Micro-Level Language Planning and YouTube Comments: Destigmatising Indigenous Languages through Rap Music.
2018
This article looks at the web comments to two video clips posted on YouTube in 2014. One video features the song ‘Sangre Maya’, by Pat Boy and El Cima, two Maya rappers from the Yucatan peninsula of Mexico. The other song is called ‘Rap de la Tierra’ and is performed by Luanko, a Mapuche rapper from Santiago in Chile. First, I discuss significant developments of institutional language policy and planning aiming at the recognition of linguistic and cultural diversity in Mexico and Chile as well as micro-level grassroots initiatives that exploit new technologies and rap for language revitalisation purposes.

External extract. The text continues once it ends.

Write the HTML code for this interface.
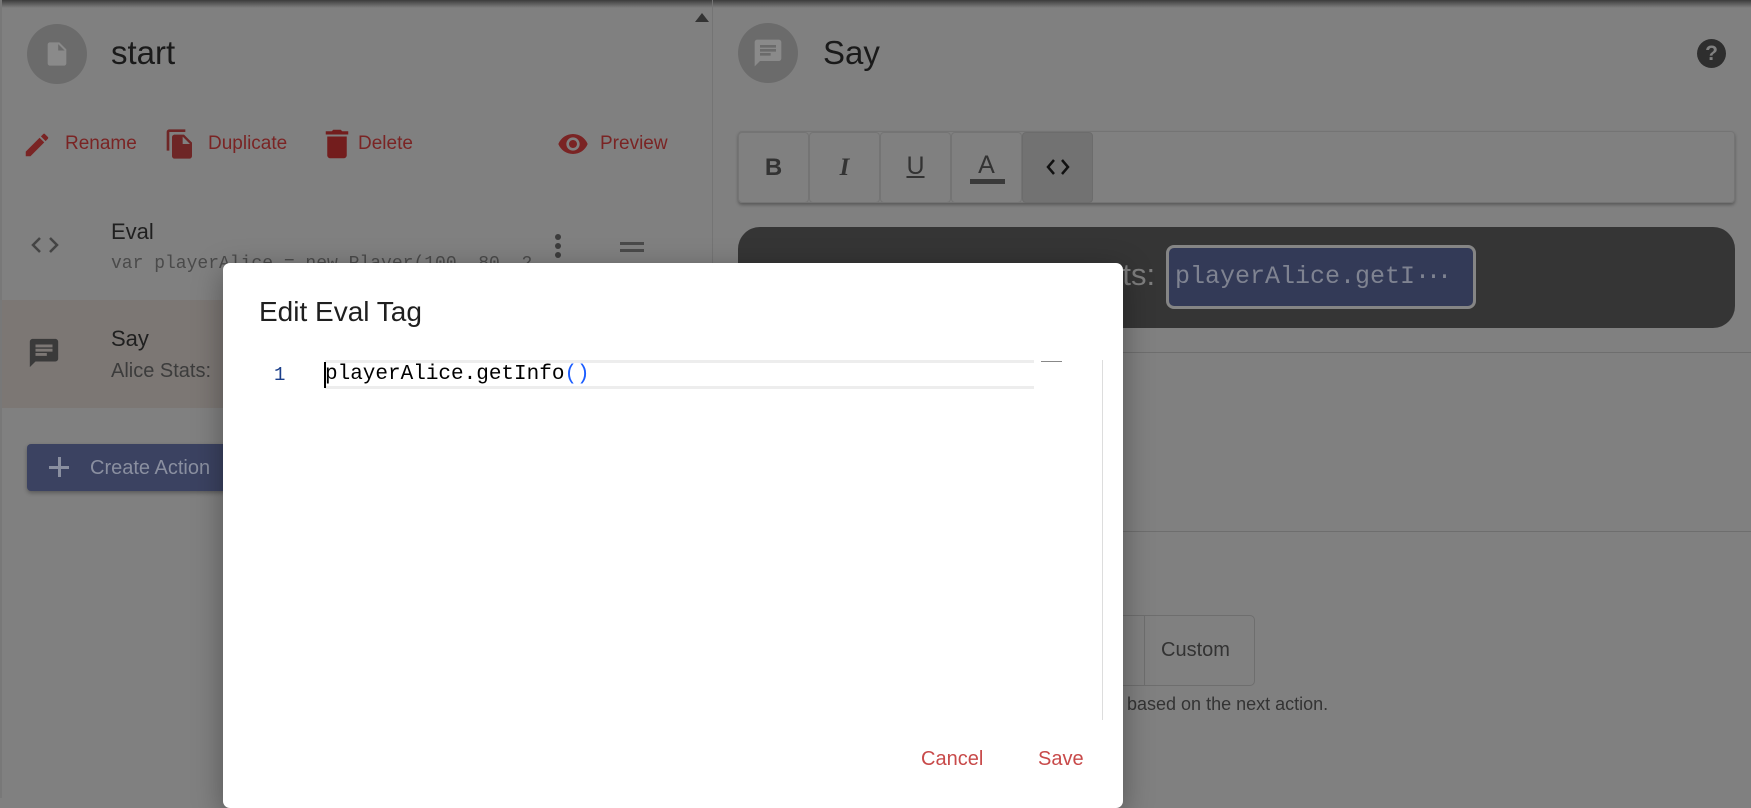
<!DOCTYPE html>
<html><head><meta charset="utf-8"><style>
*{margin:0;padding:0;box-sizing:border-box}
body{width:1751px;height:798px;overflow:hidden;background:#808080;font-family:"Liberation Sans",sans-serif;position:relative}
.a{position:absolute}
.t{position:absolute;white-space:nowrap}
.red{color:#7a2424;font-size:19px}
</style></head><body>
<div class="a" style="left:0;top:0;width:1751px;height:8px;background:linear-gradient(#3c3c3c,#808080)"></div>
<div class="a" style="left:712px;top:0;width:1px;height:798px;background:#747474"></div>
<div class="a" style="left:0;top:0;width:2px;height:798px;background:#787878"></div>
<div class="a" style="left:695px;top:13px;width:0;height:0;border-left:7px solid transparent;border-right:7px solid transparent;border-bottom:9px solid #333"></div>
<div class="a" style="left:27px;top:24px;width:60px;height:60px;border-radius:50%;background:#6b6b6b"></div>
<svg class="a" style="left:43px;top:40px" width="28" height="28" viewBox="0 0 24 24"><path fill="#8a8a8a" d="M6 2c-1.1 0-2 .9-2 2v16c0 1.1.9 2 2 2h12c1.1 0 2-.9 2-2V8l-6-6H6zm7 7V3.5L18.5 9H13z"/></svg>
<div class="t" style="left:111px;top:34px;font-size:33px;color:#1a1a1a">start</div>
<svg class="a" style="left:22px;top:130px" width="30" height="30" viewBox="0 0 24 24"><path fill="#7a2424" d="M3 17.25V21h3.75L17.81 9.94l-3.75-3.75L3 17.25zM20.71 7.04a1 1 0 000-1.41l-2.34-2.34a1 1 0 00-1.41 0l-1.83 1.83 3.75 3.75 1.83-1.83z"/></svg>
<div class="t red" style="left:65px;top:133px">Rename</div>
<svg class="a" style="left:164px;top:128px" width="32" height="32" viewBox="0 0 24 24"><path fill="#6e2626" d="M16 1H4c-1.1 0-2 .9-2 2v14h2V3h12V1zm-1 4l6 6v10c0 1.1-.9 2-2 2H7.99C6.89 23 6 22.1 6 21l.01-14c0-1.1.89-2 1.99-2h7zm-1 7h5.5L14 6.5V12z"/></svg>
<div class="t red" style="left:208px;top:133px">Duplicate</div>
<svg class="a" style="left:319px;top:126px" width="36" height="36" viewBox="0 0 24 24"><path fill="#731d1d" d="M5.5 19.5c0 1.1.9 2 2 2h9c1.1 0 2-.9 2-2V7h-13v12.5zM19.5 3.5h-4l-1-1h-5l-1 1h-4v2.2h15z"/></svg>
<div class="t red" style="left:358px;top:133px">Delete</div>
<svg class="a" style="left:557px;top:128px" width="32" height="32" viewBox="0 0 24 24"><path fill="#7a2424" d="M12 4.5C7 4.5 2.73 7.61 1 12c1.73 4.39 6 7.5 11 7.5s9.27-3.11 11-7.5c-1.73-4.39-6-7.5-11-7.5zM12 17c-2.76 0-5-2.24-5-5s2.24-5 5-5 5 2.24 5 5-2.24 5-5 5zm0-8c-1.66 0-3 1.34-3 3s1.34 3 3 3 3-1.34 3-3-1.34-3-3-3z"/></svg>
<div class="t red" style="left:600px;top:133px">Preview</div>
<svg class="a" style="left:28px;top:232px" width="34" height="26" viewBox="0 0 34 26"><path d="M12 6l-7 7 7 7M22 6l7 7-7 7" stroke="#444" stroke-width="2.5" fill="none"/></svg>
<div class="t" style="left:111px;top:219px;font-size:22px;color:#1f1f1f">Eval</div>
<div class="t" style="left:111px;top:254px;font-size:18px;color:#4a4a4a;font-family:'Liberation Mono',monospace">var playerAlice = new Player(100, 80, 2</div>
<div class="a" style="left:555px;top:234px;width:6px;height:6px;border-radius:50%;background:#3c3c3c;box-shadow:0 9px 0 #3c3c3c,0 18px 0 #3c3c3c"></div>
<div class="a" style="left:620px;top:242px;width:24px;height:3px;background:#4a4a4a;box-shadow:0 7px 0 #4a4a4a"></div>
<div class="a" style="left:2px;top:300px;width:710px;height:108px;background:#7c7774"></div>
<svg class="a" style="left:27px;top:336px" width="34" height="34" viewBox="0 0 24 24"><path fill="#3a3a3a" d="M20 2H4c-1.1 0-2 .9-2 2v18l4-4h14c1.1 0 2-.9 2-2V4c0-1.1-.9-2-2-2zM6 9h12v2H6V9zm8 5H6v-2h8v2zm4-6H6V6h12v2z"/></svg>
<div class="t" style="left:111px;top:326px;font-size:22px;color:#1f1f1f">Say</div>
<div class="t" style="left:111px;top:360px;font-size:20px;color:#3c3c3c">Alice Stats:</div>
<div class="a" style="left:27px;top:444px;width:210px;height:47px;background:#3b4261;border-radius:4px;box-shadow:0 2px 4px rgba(0,0,0,.3)"></div>
<div class="a" style="left:49px;top:466px;width:20px;height:3px;background:#8a8fa0"></div>
<div class="a" style="left:58px;top:457px;width:3px;height:20px;background:#8a8fa0"></div>
<div class="t" style="left:90px;top:457px;font-size:20px;color:#8a8fa0">Create Action</div>
<div class="a" style="left:738px;top:23px;width:60px;height:60px;border-radius:50%;background:#6b6b6b"></div>
<svg class="a" style="left:752px;top:37px" width="32" height="32" viewBox="0 0 24 24"><path fill="#8a8a8a" d="M20 2H4c-1.1 0-2 .9-2 2v18l4-4h14c1.1 0 2-.9 2-2V4c0-1.1-.9-2-2-2zM6 9h12v2H6V9zm8 5H6v-2h8v2zm4-6H6V6h12v2z"/></svg>
<div class="t" style="left:823px;top:34px;font-size:33px;color:#1a1a1a">Say</div>
<div class="a" style="left:1697px;top:39px;width:29px;height:29px;border-radius:50%;background:#2e2e2e;color:#808080;font-weight:bold;font-size:21px;text-align:center;line-height:29px">?</div>
<div class="a" style="left:738px;top:131px;width:997px;height:72px;border:1px solid #747474;border-radius:4px;box-shadow:0 2px 3px rgba(0,0,0,.3)"></div>
<div class="a" style="left:738px;top:132px;width:71px;height:71px;border:1px solid #747474;border-radius:4px;text-align:center;line-height:70px;font-weight:bold;font-size:24px;color:#333">B</div>
<div class="a" style="left:809px;top:132px;width:71px;height:71px;border:1px solid #747474;border-radius:4px;text-align:center;line-height:70px;font-weight:bold;font-style:italic;font-size:25px;color:#333;font-family:'Liberation Serif',serif">I</div>
<div class="a" style="left:880px;top:132px;width:71px;height:71px;border:1px solid #747474;border-radius:4px;text-align:center;line-height:66px;font-size:25px;color:#333"><span style="text-decoration:underline">U</span></div>
<div class="a" style="left:951px;top:132px;width:71px;height:71px;border:1px solid #747474;border-radius:4px;text-align:center;line-height:64px;font-size:25px;color:#333">A</div>
<div class="a" style="left:970px;top:179px;width:35px;height:5px;background:#3a3a3a"></div>
<div class="a" style="left:1022px;top:132px;width:71px;height:71px;border:1px solid #6c6c6c;border-radius:4px;background:#727272"></div>
<svg class="a" style="left:1044px;top:154px" width="28" height="26" viewBox="0 0 28 26"><path d="M10 6l-6 7 6 7M18 6l6 7-6 7" stroke="#111" stroke-width="2.5" fill="none"/></svg>
<div class="a" style="left:738px;top:227px;width:997px;height:101px;background:#353535;border-radius:22px"></div>
<div class="t" style="left:1000px;top:257px;font-size:31px;color:#7d7d7d">Alice Stats:</div>
<div class="a" style="left:1166px;top:245px;width:310px;height:64px;background:#333a57;border:3px solid #858585;border-radius:8px;overflow:hidden">
<div class="t" style="left:6px;top:14px;font-size:25px;color:#7f8391;font-family:'Liberation Mono',monospace">playerAlice.getI<span style="letter-spacing:-4px">···</span></div></div>
<div class="a" style="left:713px;top:352px;width:1038px;height:1px;background:#6e6e6e"></div>
<div class="a" style="left:713px;top:531px;width:1038px;height:1px;background:#6e6e6e"></div>
<div class="a" style="left:1080px;top:615px;width:175px;height:71px;border:1px solid #6e6e6e;border-radius:5px"></div>
<div class="a" style="left:1144px;top:615px;width:1px;height:71px;background:#6e6e6e"></div>
<div class="t" style="left:1161px;top:639px;font-size:20px;color:#333">Custom</div>
<div class="t" style="left:1127px;top:694px;font-size:18px;color:#333">based on the next action.</div>
<div class="a" style="left:223px;top:263px;width:900px;height:545px;background:#fff;border-radius:7px;box-shadow:0 8px 30px rgba(0,0,0,.35)"></div>
<div class="t" style="left:259px;top:296px;font-size:28px;color:#1f1f1f">Edit Eval Tag</div>
<div class="a" style="left:325px;top:360px;width:709px;height:29px;border-top:3px solid #ededed;border-bottom:3px solid #ededed"></div>
<div class="t" style="left:274px;top:364px;font-size:19px;color:#1b3f8a;font-family:'Liberation Mono',monospace">1</div>
<div class="a" style="left:324px;top:362px;width:2px;height:26px;background:#000"></div>
<div class="t" style="left:325px;top:363px;font-size:21px;color:#000;font-family:'Liberation Mono',monospace">playerAlice.getInfo<span style="color:#1a5cff">()</span></div>
<div class="a" style="left:1041px;top:361px;width:21px;height:1px;background:#888"></div>
<div class="a" style="left:1102px;top:360px;width:1px;height:360px;background:#ddd"></div>
<div class="t" style="left:921px;top:748px;font-size:20px;color:#c84a4a">Cancel</div>
<div class="t" style="left:1038px;top:748px;font-size:20px;color:#c84a4a">Save</div>
</body></html>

Drawing from the field of language ideologies, I then look at a selection of YouTube comments generated by these two relatively successful songs and discuss the prevailing discourses triggered by these video clips. I argue that the overwhelmingly positive reaction to the songs, strengthens the ongoing revalorisation process of Yucatec Maya and Mapudungun and works towards their destigmatisation, especially among youths. Furthermore, I show how the discursive space generated by these web comments and the language ideologies expressed therein become an arena for broader social debates which index the subordinated sociopolitical position of indigenous peoples in Latin American societies.